It does make me a tiny bit anxious.

I have places to go.

Things to see.

New York, New York.

But there is not much to be done except quietly take in each moment as it comes and accept that I am here for another twenty-four hours.

The plan is to drive two vehicles to Reno, one I will drive and the other mom will drive.

The vehicles are both rentals.

One will be returned to Reno and then the other will take us back to San Francisco.

The mom has one more meeting she has to attend at 11 a.m. tomorrow morning.

I will be ready at the time she needs to go to her meeting.

All my bins, four total–three medium, one small–will be in the mini van that will drive us back to SF. Then I will hop in the other mini-van and drive to her meeting with her.

My charge and I shall hang out while she wraps it up and then once the meeting adjourns, we’ll hit the road for Reno.  The first rental will get dropped off and then I’ll climb aboard the second and hit it to SF.

We should land sometime late in the evening.

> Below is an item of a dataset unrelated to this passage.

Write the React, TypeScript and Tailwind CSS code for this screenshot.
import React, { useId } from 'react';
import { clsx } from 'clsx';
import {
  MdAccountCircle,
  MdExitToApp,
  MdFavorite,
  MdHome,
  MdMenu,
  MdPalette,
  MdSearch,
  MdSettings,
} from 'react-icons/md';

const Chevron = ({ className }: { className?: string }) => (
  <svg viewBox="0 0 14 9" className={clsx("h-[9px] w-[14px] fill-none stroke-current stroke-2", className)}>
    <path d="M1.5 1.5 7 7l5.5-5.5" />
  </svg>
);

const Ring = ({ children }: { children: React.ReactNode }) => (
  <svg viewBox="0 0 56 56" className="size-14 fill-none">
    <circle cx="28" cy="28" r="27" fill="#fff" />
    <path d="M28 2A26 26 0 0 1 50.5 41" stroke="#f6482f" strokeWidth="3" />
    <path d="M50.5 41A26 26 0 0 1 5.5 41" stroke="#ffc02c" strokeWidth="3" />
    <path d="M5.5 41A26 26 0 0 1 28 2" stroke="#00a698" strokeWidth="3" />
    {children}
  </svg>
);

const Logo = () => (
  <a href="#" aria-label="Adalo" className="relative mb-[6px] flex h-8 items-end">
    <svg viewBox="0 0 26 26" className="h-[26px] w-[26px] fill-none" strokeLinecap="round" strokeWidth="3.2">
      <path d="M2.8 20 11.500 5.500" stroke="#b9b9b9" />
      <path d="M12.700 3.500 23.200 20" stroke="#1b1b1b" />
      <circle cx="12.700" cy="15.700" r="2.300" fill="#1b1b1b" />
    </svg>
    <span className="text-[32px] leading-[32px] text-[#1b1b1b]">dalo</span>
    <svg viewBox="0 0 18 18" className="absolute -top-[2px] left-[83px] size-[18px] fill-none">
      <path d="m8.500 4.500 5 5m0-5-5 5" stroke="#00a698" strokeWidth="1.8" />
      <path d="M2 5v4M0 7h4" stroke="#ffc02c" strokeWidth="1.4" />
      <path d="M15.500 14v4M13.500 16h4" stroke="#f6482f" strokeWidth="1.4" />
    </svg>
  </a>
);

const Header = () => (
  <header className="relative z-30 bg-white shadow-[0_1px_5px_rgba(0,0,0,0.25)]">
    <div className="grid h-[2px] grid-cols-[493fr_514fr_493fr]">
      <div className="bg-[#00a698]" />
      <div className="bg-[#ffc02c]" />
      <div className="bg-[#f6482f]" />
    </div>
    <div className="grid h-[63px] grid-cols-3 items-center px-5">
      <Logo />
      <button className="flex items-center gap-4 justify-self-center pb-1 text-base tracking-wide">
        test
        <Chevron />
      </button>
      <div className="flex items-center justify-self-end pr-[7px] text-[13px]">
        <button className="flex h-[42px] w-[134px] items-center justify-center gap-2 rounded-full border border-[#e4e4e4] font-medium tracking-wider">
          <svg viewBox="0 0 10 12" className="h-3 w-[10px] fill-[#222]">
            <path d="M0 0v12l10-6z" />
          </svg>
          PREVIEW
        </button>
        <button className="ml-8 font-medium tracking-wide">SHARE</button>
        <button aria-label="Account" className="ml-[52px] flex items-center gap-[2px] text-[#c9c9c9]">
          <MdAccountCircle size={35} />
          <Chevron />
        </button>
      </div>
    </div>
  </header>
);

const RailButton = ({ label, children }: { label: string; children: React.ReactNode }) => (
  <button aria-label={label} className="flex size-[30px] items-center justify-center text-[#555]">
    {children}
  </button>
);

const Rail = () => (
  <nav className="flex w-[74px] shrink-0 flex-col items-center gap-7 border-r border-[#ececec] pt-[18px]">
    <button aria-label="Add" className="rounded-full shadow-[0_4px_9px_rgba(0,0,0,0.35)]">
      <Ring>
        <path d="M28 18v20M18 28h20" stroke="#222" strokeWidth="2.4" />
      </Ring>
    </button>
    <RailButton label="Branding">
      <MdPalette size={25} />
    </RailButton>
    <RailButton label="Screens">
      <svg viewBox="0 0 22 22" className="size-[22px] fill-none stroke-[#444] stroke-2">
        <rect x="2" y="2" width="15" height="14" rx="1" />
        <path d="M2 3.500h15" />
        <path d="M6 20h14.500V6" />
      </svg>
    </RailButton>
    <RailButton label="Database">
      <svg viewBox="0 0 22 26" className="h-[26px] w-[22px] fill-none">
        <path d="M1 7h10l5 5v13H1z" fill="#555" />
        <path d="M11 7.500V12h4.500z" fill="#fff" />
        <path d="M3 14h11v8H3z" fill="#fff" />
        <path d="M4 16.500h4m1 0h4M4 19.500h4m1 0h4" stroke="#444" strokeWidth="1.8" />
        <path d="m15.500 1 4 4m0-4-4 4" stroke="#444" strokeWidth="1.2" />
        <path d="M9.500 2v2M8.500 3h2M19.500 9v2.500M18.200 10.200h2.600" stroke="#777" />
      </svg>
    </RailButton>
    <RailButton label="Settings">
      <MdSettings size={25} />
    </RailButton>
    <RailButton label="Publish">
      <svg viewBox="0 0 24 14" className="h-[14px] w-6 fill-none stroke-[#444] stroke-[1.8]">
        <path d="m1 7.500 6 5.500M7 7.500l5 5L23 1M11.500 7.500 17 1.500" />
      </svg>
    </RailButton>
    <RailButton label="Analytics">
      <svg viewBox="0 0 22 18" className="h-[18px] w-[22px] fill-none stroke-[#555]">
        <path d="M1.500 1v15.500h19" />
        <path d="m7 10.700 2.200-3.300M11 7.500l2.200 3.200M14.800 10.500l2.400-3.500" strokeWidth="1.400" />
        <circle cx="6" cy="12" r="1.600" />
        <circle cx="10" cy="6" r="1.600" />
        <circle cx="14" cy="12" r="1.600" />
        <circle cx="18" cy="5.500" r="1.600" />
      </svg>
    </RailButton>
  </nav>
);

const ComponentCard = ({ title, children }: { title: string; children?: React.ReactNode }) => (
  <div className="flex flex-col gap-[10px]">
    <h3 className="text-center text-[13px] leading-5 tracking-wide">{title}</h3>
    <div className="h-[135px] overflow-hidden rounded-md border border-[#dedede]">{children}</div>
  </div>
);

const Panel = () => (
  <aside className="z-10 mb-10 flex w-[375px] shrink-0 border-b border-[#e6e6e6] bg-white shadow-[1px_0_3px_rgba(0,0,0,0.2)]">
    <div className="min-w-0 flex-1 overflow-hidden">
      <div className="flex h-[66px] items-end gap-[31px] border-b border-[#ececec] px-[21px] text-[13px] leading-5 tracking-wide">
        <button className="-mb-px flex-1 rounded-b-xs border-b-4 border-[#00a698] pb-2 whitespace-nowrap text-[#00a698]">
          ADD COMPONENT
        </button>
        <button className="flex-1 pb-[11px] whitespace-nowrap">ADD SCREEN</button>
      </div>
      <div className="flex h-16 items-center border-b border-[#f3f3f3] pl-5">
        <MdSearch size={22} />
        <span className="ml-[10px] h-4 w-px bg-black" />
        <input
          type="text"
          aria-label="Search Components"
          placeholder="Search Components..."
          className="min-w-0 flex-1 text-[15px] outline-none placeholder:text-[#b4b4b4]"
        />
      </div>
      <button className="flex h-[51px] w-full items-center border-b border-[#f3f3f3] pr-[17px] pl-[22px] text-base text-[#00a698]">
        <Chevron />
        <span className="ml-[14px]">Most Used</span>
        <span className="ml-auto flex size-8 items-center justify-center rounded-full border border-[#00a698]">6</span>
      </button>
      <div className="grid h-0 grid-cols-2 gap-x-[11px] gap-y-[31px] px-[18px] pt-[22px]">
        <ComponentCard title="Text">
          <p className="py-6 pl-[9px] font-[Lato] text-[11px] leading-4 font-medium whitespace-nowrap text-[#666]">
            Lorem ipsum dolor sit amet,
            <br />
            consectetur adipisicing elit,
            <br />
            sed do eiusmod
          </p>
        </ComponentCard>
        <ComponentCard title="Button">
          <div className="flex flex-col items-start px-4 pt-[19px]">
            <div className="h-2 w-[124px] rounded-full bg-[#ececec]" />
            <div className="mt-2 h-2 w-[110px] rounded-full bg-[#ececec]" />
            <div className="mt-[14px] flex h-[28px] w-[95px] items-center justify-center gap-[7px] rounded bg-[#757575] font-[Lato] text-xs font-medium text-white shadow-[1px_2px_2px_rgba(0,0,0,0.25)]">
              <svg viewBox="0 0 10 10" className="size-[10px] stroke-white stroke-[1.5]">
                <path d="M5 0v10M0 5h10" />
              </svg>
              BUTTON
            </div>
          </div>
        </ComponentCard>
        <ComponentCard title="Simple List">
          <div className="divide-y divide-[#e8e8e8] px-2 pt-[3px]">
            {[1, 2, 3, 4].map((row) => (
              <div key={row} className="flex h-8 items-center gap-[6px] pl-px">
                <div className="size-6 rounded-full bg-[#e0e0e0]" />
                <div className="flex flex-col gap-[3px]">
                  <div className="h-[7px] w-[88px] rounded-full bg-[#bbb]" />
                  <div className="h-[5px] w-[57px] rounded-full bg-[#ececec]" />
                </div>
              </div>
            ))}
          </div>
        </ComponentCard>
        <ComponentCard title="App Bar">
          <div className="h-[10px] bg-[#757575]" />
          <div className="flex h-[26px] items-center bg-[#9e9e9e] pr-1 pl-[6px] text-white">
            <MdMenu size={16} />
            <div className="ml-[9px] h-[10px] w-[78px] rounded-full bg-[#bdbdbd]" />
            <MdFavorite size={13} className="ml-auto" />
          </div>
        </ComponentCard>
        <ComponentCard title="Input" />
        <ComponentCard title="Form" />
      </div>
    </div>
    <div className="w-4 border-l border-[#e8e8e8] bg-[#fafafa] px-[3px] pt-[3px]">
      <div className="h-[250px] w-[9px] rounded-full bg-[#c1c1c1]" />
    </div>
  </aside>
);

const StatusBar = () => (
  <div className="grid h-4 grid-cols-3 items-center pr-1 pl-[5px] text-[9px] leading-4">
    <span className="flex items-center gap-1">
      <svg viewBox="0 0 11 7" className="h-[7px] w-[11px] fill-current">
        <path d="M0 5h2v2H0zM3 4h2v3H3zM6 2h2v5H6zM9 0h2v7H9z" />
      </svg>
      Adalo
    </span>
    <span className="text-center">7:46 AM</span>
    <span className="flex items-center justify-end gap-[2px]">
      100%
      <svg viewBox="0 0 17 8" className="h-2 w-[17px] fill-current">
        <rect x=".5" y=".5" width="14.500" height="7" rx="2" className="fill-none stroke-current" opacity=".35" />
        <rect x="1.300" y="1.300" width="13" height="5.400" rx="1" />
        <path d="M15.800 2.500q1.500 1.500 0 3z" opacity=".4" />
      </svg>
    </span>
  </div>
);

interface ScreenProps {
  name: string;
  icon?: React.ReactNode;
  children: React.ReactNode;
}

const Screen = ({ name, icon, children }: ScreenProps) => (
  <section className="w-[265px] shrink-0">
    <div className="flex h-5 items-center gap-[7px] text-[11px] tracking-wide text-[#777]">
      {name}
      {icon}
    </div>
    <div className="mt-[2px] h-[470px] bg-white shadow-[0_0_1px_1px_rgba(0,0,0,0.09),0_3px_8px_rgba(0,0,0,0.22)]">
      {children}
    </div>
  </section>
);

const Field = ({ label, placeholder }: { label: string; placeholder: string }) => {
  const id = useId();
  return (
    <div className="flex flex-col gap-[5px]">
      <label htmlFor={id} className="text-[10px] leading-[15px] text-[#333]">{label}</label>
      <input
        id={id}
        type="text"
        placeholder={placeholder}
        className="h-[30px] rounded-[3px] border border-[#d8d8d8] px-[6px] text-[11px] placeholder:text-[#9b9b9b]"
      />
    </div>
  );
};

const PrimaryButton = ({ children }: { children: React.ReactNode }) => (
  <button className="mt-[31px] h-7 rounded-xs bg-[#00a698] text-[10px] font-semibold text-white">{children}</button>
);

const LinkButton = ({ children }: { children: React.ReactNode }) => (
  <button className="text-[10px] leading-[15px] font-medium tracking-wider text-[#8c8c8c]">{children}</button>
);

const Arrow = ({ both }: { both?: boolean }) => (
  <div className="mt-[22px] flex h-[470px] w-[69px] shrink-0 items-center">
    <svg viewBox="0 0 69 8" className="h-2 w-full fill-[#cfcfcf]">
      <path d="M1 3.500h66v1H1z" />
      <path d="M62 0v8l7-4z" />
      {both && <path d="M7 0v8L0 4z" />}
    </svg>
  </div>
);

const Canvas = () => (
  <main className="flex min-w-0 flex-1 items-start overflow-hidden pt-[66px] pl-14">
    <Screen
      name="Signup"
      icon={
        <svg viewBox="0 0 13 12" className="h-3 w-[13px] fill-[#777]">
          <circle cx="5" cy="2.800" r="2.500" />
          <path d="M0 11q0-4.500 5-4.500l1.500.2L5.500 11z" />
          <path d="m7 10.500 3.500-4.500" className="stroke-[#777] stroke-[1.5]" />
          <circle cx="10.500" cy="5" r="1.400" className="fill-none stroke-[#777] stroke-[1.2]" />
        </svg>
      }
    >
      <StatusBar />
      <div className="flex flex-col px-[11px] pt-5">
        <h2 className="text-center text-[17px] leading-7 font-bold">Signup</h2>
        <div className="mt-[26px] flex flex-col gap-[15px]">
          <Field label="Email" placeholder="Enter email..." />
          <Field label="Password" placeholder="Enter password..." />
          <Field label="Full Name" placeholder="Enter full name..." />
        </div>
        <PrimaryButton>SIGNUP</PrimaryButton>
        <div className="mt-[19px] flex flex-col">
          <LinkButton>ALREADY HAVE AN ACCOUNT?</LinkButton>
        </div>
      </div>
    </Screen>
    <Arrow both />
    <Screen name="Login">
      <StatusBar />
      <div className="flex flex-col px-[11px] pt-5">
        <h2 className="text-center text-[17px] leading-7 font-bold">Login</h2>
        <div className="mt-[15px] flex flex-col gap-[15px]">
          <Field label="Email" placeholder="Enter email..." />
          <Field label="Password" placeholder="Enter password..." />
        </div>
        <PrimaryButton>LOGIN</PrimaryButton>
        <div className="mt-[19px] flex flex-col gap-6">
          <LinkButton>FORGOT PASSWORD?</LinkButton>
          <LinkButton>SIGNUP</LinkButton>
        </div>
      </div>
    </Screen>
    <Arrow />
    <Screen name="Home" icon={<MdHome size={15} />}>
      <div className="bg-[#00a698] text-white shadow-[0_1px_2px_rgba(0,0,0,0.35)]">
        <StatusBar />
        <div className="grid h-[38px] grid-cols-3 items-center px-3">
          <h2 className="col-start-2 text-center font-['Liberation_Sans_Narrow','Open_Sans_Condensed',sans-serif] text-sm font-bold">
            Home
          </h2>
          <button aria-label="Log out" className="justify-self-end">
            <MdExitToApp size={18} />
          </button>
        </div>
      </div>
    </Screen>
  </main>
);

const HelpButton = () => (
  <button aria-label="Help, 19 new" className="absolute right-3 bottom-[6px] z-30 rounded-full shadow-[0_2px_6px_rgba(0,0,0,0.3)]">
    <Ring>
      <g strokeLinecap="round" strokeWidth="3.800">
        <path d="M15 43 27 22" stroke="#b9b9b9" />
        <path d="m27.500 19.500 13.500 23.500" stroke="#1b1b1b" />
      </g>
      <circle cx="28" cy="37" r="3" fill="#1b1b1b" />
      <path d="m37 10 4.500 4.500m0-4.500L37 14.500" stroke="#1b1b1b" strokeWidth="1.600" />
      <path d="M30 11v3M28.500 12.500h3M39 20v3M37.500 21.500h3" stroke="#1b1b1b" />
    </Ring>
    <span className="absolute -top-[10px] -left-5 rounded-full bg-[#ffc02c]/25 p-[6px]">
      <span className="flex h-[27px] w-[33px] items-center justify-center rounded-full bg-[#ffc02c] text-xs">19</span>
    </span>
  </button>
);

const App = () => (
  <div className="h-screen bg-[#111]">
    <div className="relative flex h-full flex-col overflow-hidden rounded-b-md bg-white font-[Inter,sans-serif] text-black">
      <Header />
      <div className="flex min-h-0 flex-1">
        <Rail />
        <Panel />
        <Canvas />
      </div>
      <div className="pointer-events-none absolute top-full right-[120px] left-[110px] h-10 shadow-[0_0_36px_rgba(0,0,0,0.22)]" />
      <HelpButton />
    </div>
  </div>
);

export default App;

I am hoping for a quick pit stop at Whole Foods to grab road food–all things fresh, my god, I am grateful to the Commissary, but the food is getting me down–apples, fresh water, an iced coffee, a big salad for the road, and then on to the City by the Bay.

I am missing her.

I see that the majority of my friends have made it out and back to SF and I am a teeny tiny bit jealous.

However, I am grateful that I won’t be staying as long as I did last year.

Tomorrow will mark 19 days.

Last year it was 22 days.

I was not exactly broken last year, but the ten-hour dust storm white out the day we were supposed to leave did not help, I definitely felt cracked by the time we got off playa.

Fingers crossed all will go smoothly and we shall enjoy a pleasant and non-eventful trip back.

Not everyone is so lucky.

One of the team members came by today with a broken thumb.

There was a camp mate who broke his heel early last week and had to leave.

Then there’s all the folks who get dehydrated or sick or lost or broken in other odd and uncomfortable ways–today a gentleman confused a bottle of kerosene with a bottle of water.

Last night someone drank a bottle of water that was not water but GHB.

Ack.

I am pretty damn lucky, dusty, yes, dirty yes, I can’t wait for my shower, but my health has held.

Lots of fluids.

Lots of naps.

I probably took more naps this event then I have done in my prior seven outings.

I also have been meditating.

That does not hurt in the least.

And going to bed early.

I haven’t gone out dancing.

Unless you count the ten minute shake my booty at Distrikt that I did last Thursday for a hot second.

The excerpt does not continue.